Другой хороший пример этого метода – раздел, посвященный Сент-Экзюпери в книге Жан-Франсуа Ревеля, обычно выступавшего против Сартра и его последователей, «Конец оппозиции во Франции», написанной им в 1965 году. По мысли автора (к его тезису я лично не стал бы придираться), французы являются политически незрелыми людьми, и признаком этой незрелости является их ребяческая склонность к внешним эффектам, щегольству, рисовке и почитанию, перерастающему в культ, военных трофеев, полковых оркестров и военного лидерства. Ни Петена, ни Де Голля, таким образом, совсем нельзя считать случайностью. Не довольствуясь этим, Ревель продолжает:

«Чтобы измерить влияние этого на французскую культуру, надо только открыть глаза на книги, пользующиеся успехом, уровень продаж которых далеко оставил рамки мира литературно образованной публики и даже читающей части буржуазии, и прямо или косвенно охватил все население. Самым крупным таким успехом за прошедшие тридцать лет пользовался Сент-Экзюпери, этот ненормальный человек, заменивший человеческий мозг двигателем самолета. Все его приводимые в движение пропеллером банальности ведут к возвеличиванию руководителя или «шефа» (слово, которое во французском языке должно ограничиваться кухней (шеф-повар)) и «команды», ведомой в правильном направлении и отлично управляемой твердой рукой. Сент-Экзюпери, наводнивший темы бакалаврских экзаменов и полки книжных магазинов, роскошные фолианты и книги в мягкой обложке, журналы и еженедельники (требуется редкое мастерство, чтобы подготовить специальные выпуски, неутомимо разрабатывая такую скудную сырьевую жилу), Сент-Экзюпери превратился в больше чем писателя, он – святой, он – пророк. Чтобы понять Францию, нужно понять, что влиятельный автор здесь – не Жид, не Бретон, нет, это – Сент-Экс, показавший французам, как глупое многословие может стать глубокой философской правдой, если можно оторвать его от Земли и поднять на высоту семи тысяч футов. Этот кретинизм кабины самолета приобретает некую мудрость, и мудрость эту наша молодежь впитывает с неистовой алчностью…» И т. д. в том же духе.

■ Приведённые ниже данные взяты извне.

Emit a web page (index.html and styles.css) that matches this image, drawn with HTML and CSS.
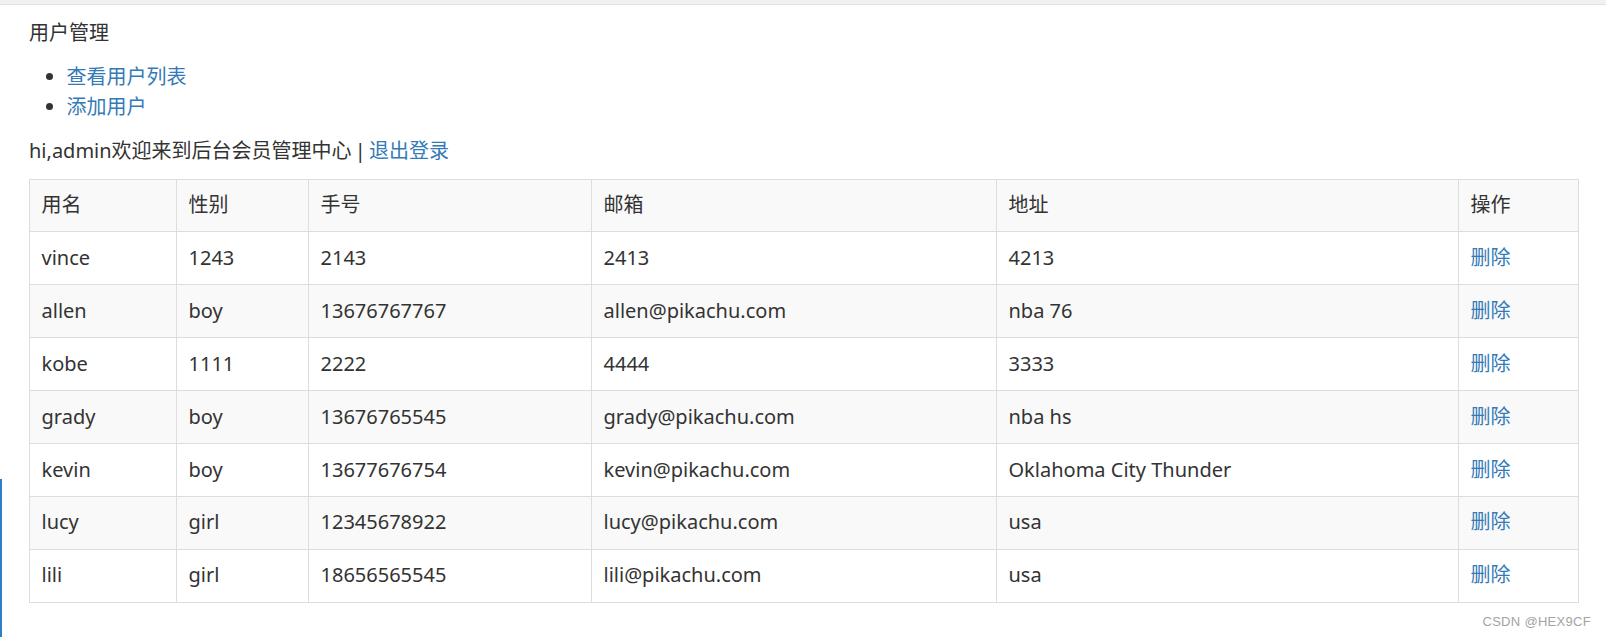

Весьма удивительное заявление из уст отнюдь не глупого человека. Все сказанное Ревелем о необычайной популярности Сент-Экзюпери в процитированном выше отрывке – истинная правда, но в своем рвении высмеять «культ личности», побуждавший его соотечественников восхищаться Петеном и Де Голлем, Ревель выплеснул младенца вместе с водой. Для любого из нас, разве кроме левобережного интеллектуала, нет никаких сомнений, что успех любого предприятия, от самого скромного до самого значительного, будь то гараж, фабрика, ресторан, журнал (тут уж, по крайней мере, Ревель имел некоторый личный опыт), издательство, симфонический оркестр, музей, железная дорога, пароходство или, в конечном счете, страна, зависит от персональных качеств личности, стоящей у руля, как бы он ни назывался – «боссом», «шефом», «председателем», «дирижером», «премьер-министром» или «президентом». Нет ничего легче, но и в то же время мельче, чем порочить само понятие лидерства во имя некоторого не вполне четкого общего критерия, который в действительности не имеет никакой реальной субстанции, но который позволяет обличителю изображать из себя «подлинного демократа».

Если Сент-Экзюпери был так обеспокоен проблемой лидерства, то только потому, что потребность в появлении личности, пользующейся авторитетом, во всех сферах, как материальной, так и духовной, существенно не изменилась со времен существования Древней Греции. Можно сожалеть об этом факте во имя некоего абстрактного «демократического» принципа, но когда право на инакомыслие признано абсолютным, оно в конечном счете само по себе перестает быть конструктивным (здоровая критика всегда конструктивна) и превращается в отрицательный фактор разрушения. Возможно, прав Достоевский, предположивший в «Легенде о Великом инквизиторе», что большинство людей не могут смотреть правде в глаза и вынуждены питаться мифами. Но одно не оставляет сомнений – как только авторитеты подвергаются сомнению, что все более и более имеет место сегодня, все в жизни человека неизбежно становится неустойчивым и опасным. Авторитет родителей оспаривается детьми, точно так же как авторитет преподавателей оспаривается на школьном или университетском уровне. Само понятие «авторитет» делается настолько спорным и выхолощенным, что родители, уступая современному легкомысленному поветрию, впитав его как губка, перекладывают проблемы образования (являющиеся прежде всего проблемами семьи) на несчастных школьных учителей, которым все труднее и труднее выполнять свои обязанности в обстановке почти не прекращающегося бунтарского протеста. Чувство личной ответственности, которое Сент-Экзюпери расценивал как фундаментальное в любом, кто претендует на звание «человека», постепенно уступает чувству коллективной вины, поскольку родители стремятся искупить свою вину, состоящую лишь в том, что они и есть родители, преподаватели просят прощения за необходимость учить, а религиозные и прочие лидеры молят о снисхождении паству, раз им приходится брать на себя руководство.